In the United States, skydiving is a self-regulated sport, which means skydivers, in the US, voluntarily follow a set of basic safety requirements established by the U.S. Parachute Association. Federal requirements can be found in the Federal Aviation Regulations. Most of the regulations concern the aircraft, pilot and rules of flight. However, 14 CFR Part 105, "Parachute Operations" regulates when and where jumps may be made and designates the requirements for parachute equipment and packing. For example, 14 CFR Part 105 requires the person packing either the main chute or the reserve parachute to be a certificated rigger, which means he or she has taken an FAA-approved training course and has passed rigorous FAA testing.
An air operator's certificate (AOC) is the approval granted by a national aviation authority (NAA) to an aircraft operator to allow it to use aircraft for commercial purposes. This requires the operator to have personnel, assets and system in place to ensure the safety of its employees and the general public. The certificate will list the aircraft types and registrations to be used, for what purpose and in what area - specific airports or geographic region.

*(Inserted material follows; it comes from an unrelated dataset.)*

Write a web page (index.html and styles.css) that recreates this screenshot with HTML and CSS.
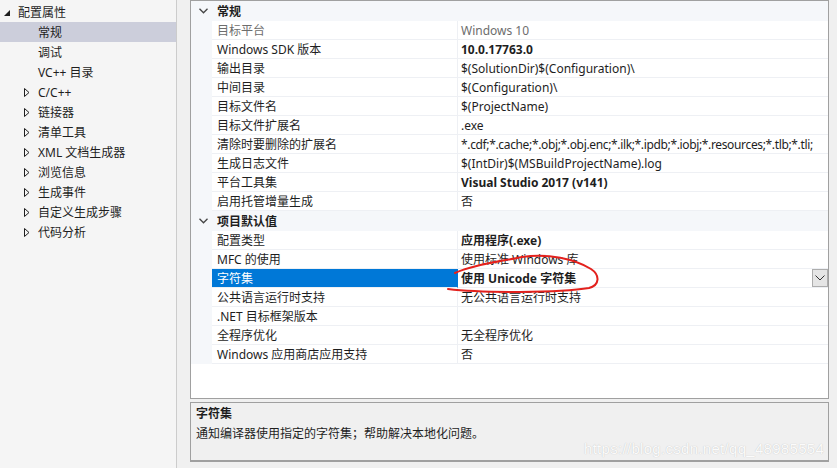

In aviation, V-speeds are standard terms used to define airspeeds important or useful to the operation of all aircraft. These speeds are derived from data obtained by aircraft designers and manufacturers during flight testing for aircraft type-certification testing. Using them is considered a best practice to maximize aviation safety, aircraft performance or both.
An Aircraft Maintenance Engineer (AME), also Licensed Aircraft Maintenance Engineer, is a licensed person who carries out and certifies aircraft maintenance. The license is widespread internationally and is recognised by the International Civil Aviation Organization (ICAO). The American FAA recognise the qualification in foreign countries but refer to it as Aviation Maintenance Engineer rather than "Aircraft...".